Mooney’s credo: Hold loosely to goals, firmly to intent. “Organizations like Wells Fargo forgot that,” he said. “The goals became paramount. In organizations that are very rules-based you eliminate situational judgment, particularly around customer service. For frontline employees, it sometimes feels a lot safer to follow the rules. In the big banks, which are very rules-based, deviating from the rules can be career threatening.”

Guerry said one challenge for credit unions is their decreasing number. While membership is hitting record numbers and shares of loans are increasing, credit union mergers have reduced the number of charters.

Sometimes credit unions ought to die, Guerry said. “I’ve been around a few of them myself. They’re small. They’re misguided. They’re mismanaged,” he said. “But there are other credit unions that are doing all they can to serve the people they were intended to serve.”

One way to enhance the cooperative spirit would be for credit unions to find creative ways to cultivate its smaller entities, rather than letting them be closed down or taken over.
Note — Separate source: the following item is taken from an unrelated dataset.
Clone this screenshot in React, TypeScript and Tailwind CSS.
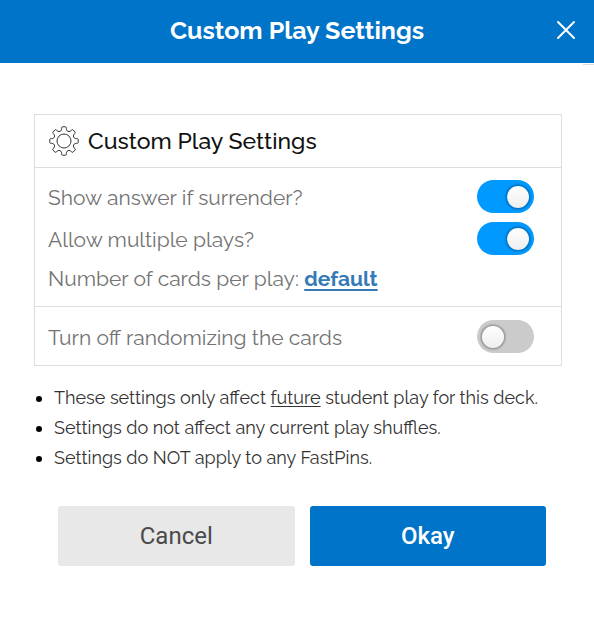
import { useState } from "react";

const point = (radius: number, degrees: number) => {
  const a = (degrees * Math.PI) / 180;
  return `${(15 + radius * Math.sin(a)).toFixed(2)} ${(15 - radius * Math.cos(a)).toFixed(2)}`;
};

// Outline of an eight-toothed cog with rounded tips and rounded valleys.
const cogPath =
  Array.from({ length: 8 }, (_, i) => {
    const a = i * 45;
    return [
      `${i === 0 ? "M" : "L"}${point(12.8, a - 10.5)}`,
      `Q${point(14.4, a - 10)} ${point(14.3, a - 6)}`,
      `L${point(14.3, a + 6)}`,
      `Q${point(14.4, a + 10)} ${point(12.8, a + 10.5)}`,
      `Q${point(11.2, a + 12)} ${point(10.7, a + 17)}`,
      `Q${point(10.1, a + 22.5)} ${point(10.7, a + 28)}`,
      `Q${point(11.2, a + 33)} ${point(12.8, a + 34.5)}`,
    ].join("");
  }).join("") + "Z";

function CogIcon() {
  return (
    <svg viewBox="0 0 30 30" className="size-[30px] shrink-0" fill="none" stroke="#333333" aria-hidden="true">
      <path d={cogPath} strokeLinejoin="round" />
      <circle cx="15" cy="15" r="7" />
    </svg>
  );
}

function Toggle({ id, initial }: { id: string; initial: boolean }) {
  const [on, setOn] = useState(initial);
  return (
    <input
      id={id}
      type="checkbox"
      role="switch"
      checked={on}
      onChange={(e) => setOn(e.target.checked)}
      className="flex h-[33px] w-[57px] shrink-0 cursor-pointer appearance-none items-center rounded-full bg-[#cbcbcb] px-1 before:size-6 before:rounded-full before:border before:border-black/20 before:bg-linear-to-b before:from-white before:to-[#eeeeee] before:bg-clip-padding before:shadow-[0_0_2px_rgba(0,0,0,0.5)] before:content-[''] checked:justify-end checked:bg-[#0099ff]"
    />
  );
}

function SettingRow({ id, label, initial }: { id: string; label: string; initial: boolean }) {
  return (
    <div className="flex items-center justify-between">
      <label htmlFor={id} className="pt-[2px] leading-[30px]">{label}</label>
      <Toggle id={id} initial={initial} />
    </div>
  );
}

export default function App() {
  return (
    <div className="min-h-screen bg-white font-[Raleway,Lato,sans-serif] text-black">
      <header className="grid h-[63px] grid-cols-[1fr_auto_1fr] items-center bg-[#0074c8] text-white">
        <h1 className="col-start-2 pb-1 text-[25px] leading-8 font-bold">Custom Play Settings</h1>
        <button type="button" aria-label="Close" className="mr-[18px] cursor-pointer justify-self-end pb-1">
          <svg viewBox="0 0 20 20" className="size-5" fill="none" stroke="currentColor" strokeWidth="2" strokeLinecap="round" aria-hidden="true">
            <path d="M2 2L18 18M18 2L2 18" />
          </svg>
        </button>
      </header>
      <div className="mt-px ml-auto h-px w-[11px] bg-[#dddddd]" />

      <main className="pt-[49px] pr-8 pl-[34px]">
        <section className="border border-[#dddddd] text-[21px] leading-8 text-[#737373]">
          <div className="flex h-[53px] items-center gap-[9px] border-b border-[#dddddd] px-[14px] text-[#111111]">
            <CogIcon />
            <h2 className="text-[23px] font-medium">Custom Play Settings</h2>
          </div>
          <div className="flex flex-col gap-[9px] border-b border-[#dddddd] pt-3 pr-[27px] pb-3 pl-[13px]">
            <SettingRow id="show-answer" label="Show answer if surrender?" initial={true} />
            <SettingRow id="multiple-plays" label="Allow multiple plays?" initial={true} />
            <p className="leading-[30px]">
              Number of cards per play:{" "}
              <a href="#cards" className="font-bold text-[#337ab7] underline decoration-2 underline-offset-3">
                default
              </a>
            </p>
          </div>
          <div className="pt-[13px] pr-[27px] pb-3 pl-[13px]">
            <SettingRow id="no-random" label="Turn off randomizing the cards" initial={false} />
          </div>
        </section>

        <ul className="mt-[17px] list-disc pl-5 text-[18px] leading-[30px] font-normal text-[#333333] marker:text-black">
          <li>
            These settings only affect <u className="underline-offset-2">future</u> student play for this deck.
          </li>
          <li>Settings do not affect any current play shuffles.</li>
          <li>Settings do NOT apply to any FastPins.</li>
        </ul>

        <div className="mt-[33px] grid grid-cols-2 gap-[15px] pr-4 pl-6 font-[Roboto,sans-serif] text-2xl">
          <button type="button" className="h-[60px] cursor-pointer rounded-[3px] bg-[#e8e8e8] text-[#4a4a4a]">
            Cancel
          </button>
          <button type="button" className="h-[60px] cursor-pointer rounded-[3px] bg-[#0074c8] font-medium text-white">
            Okay
          </button>
        </div>
      </main>
    </div>
  );
}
For example, Guerry said larger credit unions might “adopt” smaller, troubled credit unions, providing them assistance to find their footing.

Credit unions today often compete for easy-to-acquire members, while in many parts of the country people are underserved. They’re not familiar with why credit unions exist, how they’re different than banks, or whether they can join, Guerry said.

“There’s a great opportunity for credit unions to serve more people than they serve today,” Guerry said. “We have to do some soul-searching as credit unions. We’re still a small part of the financial industry landscape. I think we can be a much bigger part.”